David Bowie memorabilia archive of 80,000 items to go on display in London
Costumes, notebooks, unrealised projects, film stills and more will be housed at a new cultural hub
A huge archive of David Bowie memorabilia has been donated to the V&A, spanning all six decades of his career. The collection will go on permanent display in East London.
Set to house over 80,000 individual items, the David Bowie Centre for the Study of Performing Arts will open in 2025. Described by V&A Director, Dr. Tristan Hunt, as a "new sourcebook for the Bowies of tomorrow", much of the content has never been shown publicly before. The institution was chosen after the success of its 2013 exhibition, David Bowie Is..., which toured 12 museums and was attended by 2million people globally.
Once open, fans will be able to examine Bowie's personal notebooks, explore ideas for unrealised projects, look at early costume sketches, and read handwritten lyrics that went on to make hit singles. A range of iconic outfits will be included, from Bowie's own Ziggy Stardust creations, to the Union Jack coat he designed with Alexander McQueen for the cover of 1997 album, 'Earthling', and wares by Kansai Yamamoto used on the 1973 Aladdin Sane tour.
Elsewhere, thousands of photographs, negative prints, and other images will feature. Some shots are credited to world famous photographers like Terry O'Neill and Helmut Newton. Meanwhile, a set of stills taken from the Nicolas Roeg film, The Man Who Fell To Earth, will be exhibited as a collage. Instruments will also factor, such as Brian Eno's synthesiser, used on the 'Heroes' and 'Low' LPs, and a stylophone gifted by the late-Mark Bolan in the late-1960s.
Funded by Bowie's estate and £10million donated by the Blavatnik Family Foundation and Warner Music Group, the archive will form part of the new V&A East Storehouse facility. Located at Stratford's Queen Elizabeth Olympic Park, the address will eventually house 250,000 items, 350,000 books, and 1,000 archives linked to key cultural figures and organisations. Academy Award-winning British actress Vivien Leigh, Glastonbury festival and the Akram Khan Dance Company are confirmed so far.
“David Bowie was one of the greatest musicians and performers of all time. The V&A is thrilled to become custodians of his incredible archive, and to be able to open it up for the public. Bowie’s radical innovations across music, theatre, film, fashion, and style – from Berlin to Tokyo to London – continue to influence design and visual culture," Dr. Hunt said in a press release. "Our new collections centre, V&A East Storehouse, is the ideal place to put Bowie’s work in dialogue with the V&A’s collection spanning 5,000 years of art, design, and performance."
"In acquiring his archive for posterity, the V&A will now be able to offer access to David Bowie’s history – and the portal it represents – not only to practicing artists from all fields, but to every last one of us, and for the foreseeable future. This is a truly great piece of news, which deserves the sincerest gratitude and congratulations to all those involved who have made it possible," added Tilda Swinton, one of Bowie's close friends and collaborators.

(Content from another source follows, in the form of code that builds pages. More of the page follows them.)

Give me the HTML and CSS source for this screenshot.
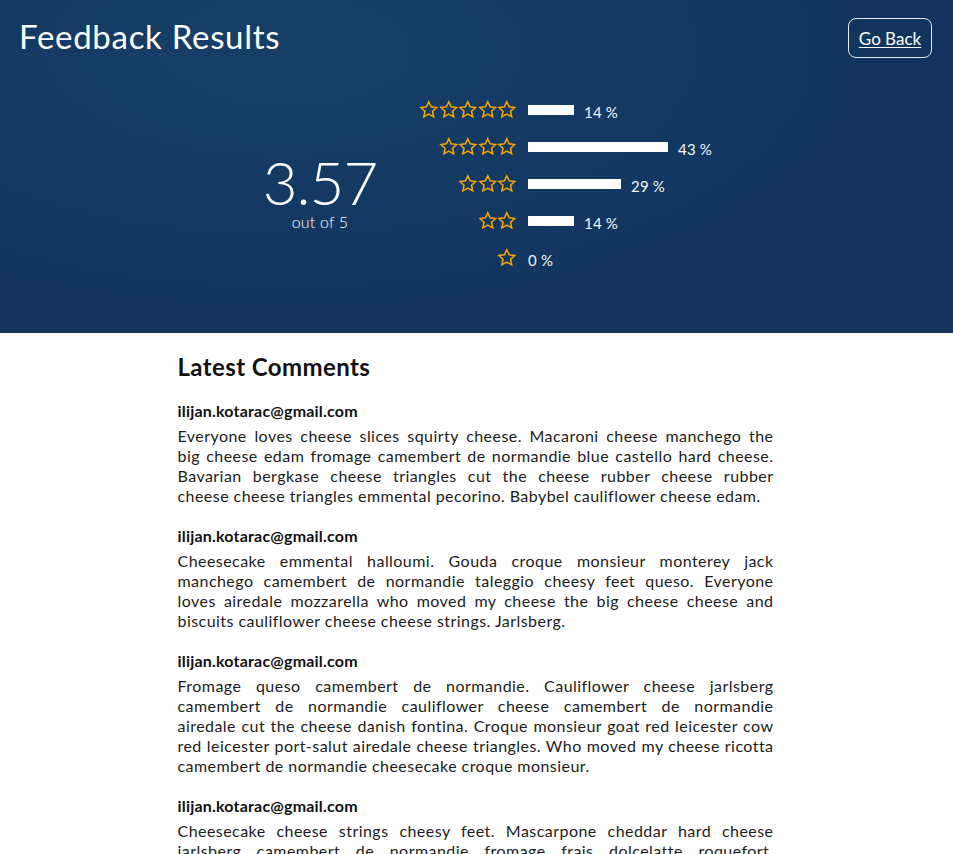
FILE: index.html
```html
<!DOCTYPE html>
<html lang="en">
<head>
<meta charset="utf-8">
<title>Feedback Results</title>
<link rel="stylesheet" href="styles.css">
</head>
<body>
<header class="hero">
  <div class="topbar">
    <h1 class="title">Feedback Results</h1>
    <a class="back" href="#">Go Back</a>
  </div>
  <div class="summary">
    <div class="score">
      <div class="score-value">3.57</div>
      <div class="score-sub">out of 5</div>
    </div>
    <div class="ratings">
      <div class="stars">
        <svg class="star" viewBox="0 0 24 24"><polygon points="12,2.2 14.9,8.4 21.6,9.2 16.6,13.8 18,20.6 12,17.2 6,20.6 7.4,13.8 2.4,9.2 9.1,8.4"/></svg>
        <svg class="star" viewBox="0 0 24 24"><polygon points="12,2.2 14.9,8.4 21.6,9.2 16.6,13.8 18,20.6 12,17.2 6,20.6 7.4,13.8 2.4,9.2 9.1,8.4"/></svg>
        <svg class="star" viewBox="0 0 24 24"><polygon points="12,2.2 14.9,8.4 21.6,9.2 16.6,13.8 18,20.6 12,17.2 6,20.6 7.4,13.8 2.4,9.2 9.1,8.4"/></svg>
        <svg class="star" viewBox="0 0 24 24"><polygon points="12,2.2 14.9,8.4 21.6,9.2 16.6,13.8 18,20.6 12,17.2 6,20.6 7.4,13.8 2.4,9.2 9.1,8.4"/></svg>
        <svg class="star" viewBox="0 0 24 24"><polygon points="12,2.2 14.9,8.4 21.6,9.2 16.6,13.8 18,20.6 12,17.2 6,20.6 7.4,13.8 2.4,9.2 9.1,8.4"/></svg>
      </div>
      <div class="barcell"><span class="bar" style="width:46px"></span><span class="pct">14 %</span></div>

      <div class="stars">
        <svg class="star" viewBox="0 0 24 24"><polygon points="12,2.2 14.9,8.4 21.6,9.2 16.6,13.8 18,20.6 12,17.2 6,20.6 7.4,13.8 2.4,9.2 9.1,8.4"/></svg>
        <svg class="star" viewBox="0 0 24 24"><polygon points="12,2.2 14.9,8.4 21.6,9.2 16.6,13.8 18,20.6 12,17.2 6,20.6 7.4,13.8 2.4,9.2 9.1,8.4"/></svg>
        <svg class="star" viewBox="0 0 24 24"><polygon points="12,2.2 14.9,8.4 21.6,9.2 16.6,13.8 18,20.6 12,17.2 6,20.6 7.4,13.8 2.4,9.2 9.1,8.4"/></svg>
        <svg class="star" viewBox="0 0 24 24"><polygon points="12,2.2 14.9,8.4 21.6,9.2 16.6,13.8 18,20.6 12,17.2 6,20.6 7.4,13.8 2.4,9.2 9.1,8.4"/></svg>
      </div>
      <div class="barcell"><span class="bar" style="width:140px"></span><span class="pct">43 %</span></div>

      <div class="stars">
        <svg class="star" viewBox="0 0 24 24"><polygon points="12,2.2 14.9,8.4 21.6,9.2 16.6,13.8 18,20.6 12,17.2 6,20.6 7.4,13.8 2.4,9.2 9.1,8.4"/></svg>
        <svg class="star" viewBox="0 0 24 24"><polygon points="12,2.2 14.9,8.4 21.6,9.2 16.6,13.8 18,20.6 12,17.2 6,20.6 7.4,13.8 2.4,9.2 9.1,8.4"/></svg>
        <svg class="star" viewBox="0 0 24 24"><polygon points="12,2.2 14.9,8.4 21.6,9.2 16.6,13.8 18,20.6 12,17.2 6,20.6 7.4,13.8 2.4,9.2 9.1,8.4"/></svg>
      </div>
      <div class="barcell"><span class="bar" style="width:93px"></span><span class="pct">29 %</span></div>

      <div class="stars">
        <svg class="star" viewBox="0 0 24 24"><polygon points="12,2.2 14.9,8.4 21.6,9.2 16.6,13.8 18,20.6 12,17.2 6,20.6 7.4,13.8 2.4,9.2 9.1,8.4"/></svg>
        <svg class="star" viewBox="0 0 24 24"><polygon points="12,2.2 14.9,8.4 21.6,9.2 16.6,13.8 18,20.6 12,17.2 6,20.6 7.4,13.8 2.4,9.2 9.1,8.4"/></svg>
      </div>
      <div class="barcell"><span class="bar" style="width:46px"></span><span class="pct">14 %</span></div>

      <div class="stars">
        <svg class="star" viewBox="0 0 24 24"><polygon points="12,2.2 14.9,8.4 21.6,9.2 16.6,13.8 18,20.6 12,17.2 6,20.6 7.4,13.8 2.4,9.2 9.1,8.4"/></svg>
      </div>
      <div class="barcell"><span class="pct">0 %</span></div>
    </div>
  </div>
</header>

<main class="comments">
  <h2 class="comments-title">Latest Comments</h2>

  <article class="comment">
    <div class="author">ilijan.kotarac@gmail.com</div>
    <p class="text">
      <span class="ln">Everyone loves cheese slices squirty cheese. Macaroni cheese manchego the</span>
      <span class="ln">big cheese edam fromage camembert de normandie blue castello hard cheese.</span>
      <span class="ln">Bavarian bergkase cheese triangles cut the cheese rubber cheese rubber</span>
      <span class="ln last">cheese cheese triangles emmental pecorino. Babybel cauliflower cheese edam.</span>
    </p>
  </article>

  <article class="comment">
    <div class="author">ilijan.kotarac@gmail.com</div>
    <p class="text">
      <span class="ln">Cheesecake emmental halloumi. Gouda croque monsieur monterey jack</span>
      <span class="ln">manchego camembert de normandie taleggio cheesy feet queso. Everyone</span>
      <span class="ln">loves airedale mozzarella who moved my cheese the big cheese cheese and</span>
      <span class="ln last">biscuits cauliflower cheese cheese strings. Jarlsberg.</span>
    </p>
  </article>

  <article class="comment">
    <div class="author">ilijan.kotarac@gmail.com</div>
    <p class="text">
      <span class="ln">Fromage queso camembert de normandie. Cauliflower cheese jarlsberg</span>
      <span class="ln">camembert de normandie cauliflower cheese camembert de normandie</span>
      <span class="ln">airedale cut the cheese danish fontina. Croque monsieur goat red leicester cow</span>
      <span class="ln">red leicester port-salut airedale cheese triangles. Who moved my cheese ricotta</span>
      <span class="ln last">camembert de normandie cheesecake croque monsieur.</span>
    </p>
  </article>

  <article class="comment">
    <div class="author">ilijan.kotarac@gmail.com</div>
    <p class="text">
      <span class="ln">Cheesecake cheese strings cheesy feet. Mascarpone cheddar hard cheese</span>
      <span class="ln">jarlsberg camembert de normandie fromage frais dolcelatte roquefort.</span>
      <span class="ln last">Cheese and wine boursin rubber cheese.</span>
    </p>
  </article>
</main>
</body>
</html>
```

FILE: styles.css
```css
* { box-sizing: border-box; }

html, body {
  margin: 0;
  padding: 0;
  background: #ffffff;
}

body {
  font-family: "Lato", "Open Sans", "Liberation Sans", sans-serif;
  color: #161616;
}

.hero {
  background: radial-gradient(ellipse 70% 90% at 30% 15%, #163f68 0%, #143a63 45%, #12345d 100%);
  color: #ffffff;
  height: 333px;
  padding: 18px 21px 0 19px;
}

.topbar {
  display: flex;
  justify-content: space-between;
  align-items: center;
  height: 40px;
}

.title {
  margin: -4px 0 0 0;
  font-size: 33px;
  font-weight: 400;
  line-height: 38px;
  letter-spacing: 0.7px;
}

.back {
  display: flex;
  align-items: center;
  justify-content: center;
  width: 84px;
  height: 40px;
  border: 1px solid #e6e9ef;
  border-radius: 8px;
  color: #ffffff;
  font-size: 17px;
  text-decoration: underline;
  text-underline-offset: 2px;
  text-decoration-thickness: 1px;
}

.summary {
  display: flex;
  justify-content: center;
  align-items: center;
  margin-top: 33px;
  margin-left: -19px;
  margin-right: -21px;
}

.score {
  width: 160px;
  display: flex;
  flex-direction: column;
  align-items: center;
  margin-top: 16px;
}

.score-value {
  font-size: 60px;
  font-weight: 300;
  line-height: 60px;
  letter-spacing: -1px;
}

.score-sub {
  font-size: 16px;
  line-height: 20px;
  font-weight: 300;
  letter-spacing: 0.2px;
}

.ratings {
  display: grid;
  grid-template-columns: 117px 185px;
  grid-auto-rows: 37px;
  column-gap: 11px;
  align-items: center;
}

.stars {
  display: flex;
  justify-content: flex-end;
  align-items: center;
}

.star {
  width: 19.6px;
  height: 19.6px;
  fill: none;
  stroke: #f7a400;
  stroke-width: 1.9;
  stroke-linejoin: miter;
}

.barcell {
  display: flex;
  align-items: center;
}

.bar {
  display: block;
  height: 10px;
  background: #ffffff;
  margin-right: 10px;
}

.pct {
  font-size: 15px;
  font-weight: 400;
  color: #f2f5f9;
  padding-top: 4px;
  letter-spacing: 0.2px;
}

.comments {
  width: 598px;
  margin: 0 auto;
  padding: 19px 2px 40px 0;
}

.comments-title {
  margin: 0 0 20px;
  font-size: 24px;
  line-height: 29px;
  font-weight: 700;
  letter-spacing: 0.4px;
  color: #111;
}

.comment {
  margin-bottom: 20px;
}

.author {
  font-size: 16px;
  line-height: 20px;
  font-weight: 700;
  letter-spacing: 0.2px;
  color: #111;
}

.text {
  margin: 5px 0 0;
  font-size: 16px;
  line-height: 20px;
  letter-spacing: 0.45px;
  color: #1c1c1c;
}

.ln {
  display: block;
  text-align: justify;
  text-align-last: justify;
  white-space: nowrap;
}

.ln.last {
  text-align-last: left;
}
```
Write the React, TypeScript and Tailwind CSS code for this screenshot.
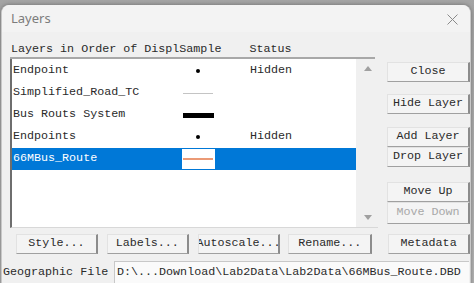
import React from "react";

const mono = { fontFamily: '"Liberation Mono", "DejaVu Sans Mono", monospace' };

type Layer = {
  name: string;
  sample: "dot" | "thin" | "thick" | "orange";
  status?: string;
  selected?: boolean;
};

const layers: Layer[] = [
  { name: "Endpoint", sample: "dot", status: "Hidden" },
  { name: "Simplified_Road_TC", sample: "thin" },
  { name: "Bus Routs System", sample: "thick" },
  { name: "Endpoints", sample: "dot", status: "Hidden" },
  { name: "66MBus_Route", sample: "orange", selected: true },
];

const Sample = ({ kind }: { kind: Layer["sample"] }) => {
  if (kind === "dot") return <div className="w-[4px] h-[4px] rounded-full bg-black" />;
  if (kind === "thin") return <div className="w-[30px] h-[1px] bg-[#c4c4c4]" />;
  if (kind === "thick") return <div className="w-[31px] h-[5px] bg-black" />;
  return (
    <div className="w-[33px] h-[20px] bg-white flex flex-col items-center pt-[9px]">
      <div className="w-[30px] h-[2px] bg-[#eb9a76]" />
    </div>
  );
};

const Btn = ({
  label,
  disabled,
  className = "",
}: {
  label: string;
  disabled?: boolean;
  className?: string;
}) => (
  <div
    className={`h-[20px] flex items-center justify-center overflow-hidden whitespace-nowrap bg-[#f4f4f4] border-t border-l border-t-[#e2e2e2] border-l-[#e2e2e2] border-r-2 border-b border-r-[#8c8c8c] border-b-[#a0a0a0] text-[11.7px] ${
      disabled ? "text-[#a8a8a8]" : "text-[#2a2a2a]"
    } ${className}`}
    style={mono}
  >
    {label}
  </div>
);

export default function App() {
  return (
    <div className="w-[474px] h-[283px] overflow-hidden bg-gradient-to-b from-[#a4a4a4] to-[#b4b4b4] pt-[5px]">
      <div className="ml-[1px] w-[470px] h-[290px] bg-[#f0f0f0] rounded-t-[8px] border-l border-r border-[#c8c8c8] shadow-[0_0_4px_rgba(0,0,0,0.35)]">
        {/* title bar */}
        <div className="h-[27px] flex items-center justify-between pl-[9px] pr-[12px] pt-[1px] bg-[#f3f3f3] rounded-t-[8px]">
          <span
            className="text-[13px] text-[#7c7c7c]"
            style={{ fontFamily: '"Noto Sans", "Open Sans", sans-serif' }}
          >
            Layers
          </span>
          <svg width="11" height="11" viewBox="0 0 11 11">
            <path d="M0.5 0.5 L10.5 10.5 M10.5 0.5 L0.5 10.5" stroke="#8a8a8a" strokeWidth="1" />
          </svg>
        </div>

        {/* main */}
        <div className="flex pt-[10px] pl-[8px]">
          <div className="w-[368px]">
            <div
              className="h-[17px] w-[365px] border-b-2 border-[#a8a8a8] text-[11.7px] leading-[15px] text-[#2a2a2a] whitespace-pre pl-[1px]"
              style={mono}
            >
              {"Layers in Order of DisplSample    Status"}
            </div>
            <div className="h-[169px] flex border-l-2 border-[#6e6e6e] border-b border-b-[#d8d8d8]">
              <div className="w-[344px] bg-white pt-[1px]">
                {layers.map((l, i) => (
                  <div
                    key={i}
                    className={`h-[22px] flex items-center text-[11.7px] ${
                      l.selected ? "bg-[#0078d7] text-white" : "text-[#2a2a2a]"
                    }`}
                    style={mono}
                  >
                    <span className="w-[169px] pl-[1px] whitespace-pre">{l.name}</span>
                    <div className="w-[34px] flex justify-center">
                      <Sample kind={l.sample} />
                    </div>
                    <span className="ml-[35px]">{l.status}</span>
                  </div>
                ))}
              </div>
              <div className="flex-1 bg-[#f0f0f0] flex flex-col items-center justify-between py-[7px] pl-[1px]">
                <svg width="8" height="5" viewBox="0 0 8 5">
                  <path d="M4 0 L8 5 L0 5 Z" fill="#a0a0a0" />
                </svg>
                <svg width="8" height="5" viewBox="0 0 8 5">
                  <path d="M0 0 L8 0 L4 5 Z" fill="#a0a0a0" />
                </svg>
              </div>
            </div>
          </div>

          <div className="ml-[9px] w-[83px] flex flex-col pt-[20px]">
            <Btn label="Close" />
            <Btn label="Hide Layer" className="mt-[12px]" />
            <Btn label="Add Layer" className="mt-[13px]" />
            <Btn label="Drop Layer" />
            <Btn label="Move Up" className="mt-[15px]" />
            <Btn label="Move Down" disabled className="h-[22px]" />
          </div>
        </div>

        {/* bottom buttons */}
        <div className="flex mt-[6px] pl-[14px]">
          <Btn label="Style..." className="w-[82px]" />
          <Btn label="Labels..." className="w-[82px] ml-[9px]" />
          <Btn label="Autoscale..." className="w-[83px] ml-[9px]" />
          <Btn label="Rename..." className="w-[84px] ml-[8px]" />
          <Btn label="Metadata" className="w-[82px] ml-[16px]" />
        </div>

        {/* geographic file */}
        <div className="flex items-center mt-[7px] h-[23px]">
          <span className="pl-[1px] w-[112px] text-[11.7px] text-[#2a2a2a] whitespace-pre" style={mono}>
            Geographic File
          </span>
          <div
            className="flex-1 h-[23px] bg-[#fafafa] border-l border-t border-[#c8c8c8] flex items-center pl-[2px] text-[11.7px] text-[#2a2a2a] whitespace-pre mr-[1px]"
            style={mono}
          >
            {"D:\\...Download\\Lab2Data\\Lab2Data\\66MBus_Route.DBD"}
          </div>
        </div>
      </div>
    </div>
  );
}
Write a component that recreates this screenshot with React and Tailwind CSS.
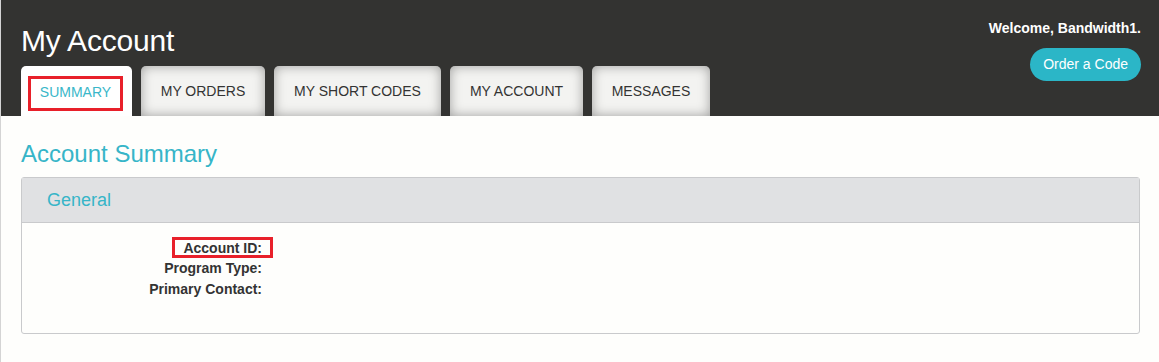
import React from 'react';

const tabs = [
  { label: 'SUMMARY', w: 'w-[111px]', active: true },
  { label: 'MY ORDERS', w: 'w-[124px]' },
  { label: 'MY SHORT CODES', w: 'w-[167px]' },
  { label: 'MY ACCOUNT', w: 'w-[133px]' },
  { label: 'MESSAGES', w: 'w-[118px]' },
];

const fields = ['Account ID:', 'Program Type:', 'Primary Contact:'];

const App = () => {
  return (
    <div className="w-[1159px] h-[362px] bg-[#fefefc] border-l border-[#d4d4d4] font-['Liberation_Sans',Arial,sans-serif] overflow-hidden">
      <div className="h-[116px] bg-[#333331] flex justify-between pl-5 pr-[18px]">
        <div className="flex flex-col">
          <h1 className="text-white text-[30px] leading-[33px] mt-[24px] tracking-[-0.2px]">My Account</h1>
          <div className="flex gap-[9px] mt-[9px]">
            {tabs.map((tab) =>
              tab.active ? (
                <div key={tab.label} className={`${tab.w} h-[50px] bg-white rounded-t-[5px] pt-[10px] pl-[7px]`}>
                  <div className="w-[95px] h-[35px] border-[3px] border-[#e8202a] flex items-center justify-center text-[14px] text-[#3ab7c9] pb-[3px]">
                    {tab.label}
                  </div>
                </div>
              ) : (
                <div
                  key={tab.label}
                  className={`${tab.w} h-[50px] bg-[#f3f3f1] rounded-t-[5px] shadow-[inset_0_0_12px_rgba(0,0,0,0.35)] flex items-center justify-center text-[14px] text-[#333]`}
                >
                  {tab.label}
                </div>
              )
            )}
          </div>
        </div>
        <div className="flex flex-col items-end">
          <p className="text-white text-[14px] leading-[16px] font-bold mt-[20px]">Welcome, Bandwidth1.</p>
          <button className="mt-[12px] h-[33px] px-[13px] bg-[#2bb6c7] rounded-full text-white text-[14px]">
            Order a Code
          </button>
        </div>
      </div>

      <div className="px-5">
        <h2 className="text-[#36b5c8] text-[24px] mt-[24px] leading-[27px]">Account Summary</h2>
        <div className="mt-[10px] w-[1119px] border border-[#c9cacc] rounded-[3px]">
          <div className="h-[45px] bg-[#e0e1e3] border-b border-[#c9cacc] flex items-center pl-[25px] text-[#36b5c8] text-[18px]">
            General
          </div>
          <div className="h-[110px] pt-[15px]">
            {fields.map((f, i) => (
              <div key={f} className="flex h-[20.5px] items-center">
                <div className="w-[240px] text-right text-[14px] font-bold text-[#333]">
                  {i === 0 ? (
                    <span className="relative">
                      {f}
                      <span className="absolute -left-[11px] -right-[11px] -top-[3px] -bottom-[2px] border-[3px] border-[#e8202a]"></span>
                    </span>
                  ) : (
                    f
                  )}
                </div>
              </div>
            ))}
          </div>
        </div>
      </div>
    </div>
  );
};

export default App;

Bowie passed away in 2016 after a long and private battle with liver cancer, days after his 69th birthday and release of his final album, 'Blackstar'. With an estimated 140 million album sales, he ranks among the most successful music artists of the 20th Century. Two years after his death, a copy of his first ever demo track was found in a bread basket at the home of David Hadfield, the drummer and manager of his first band, The Konrads. It was recorded in 1963.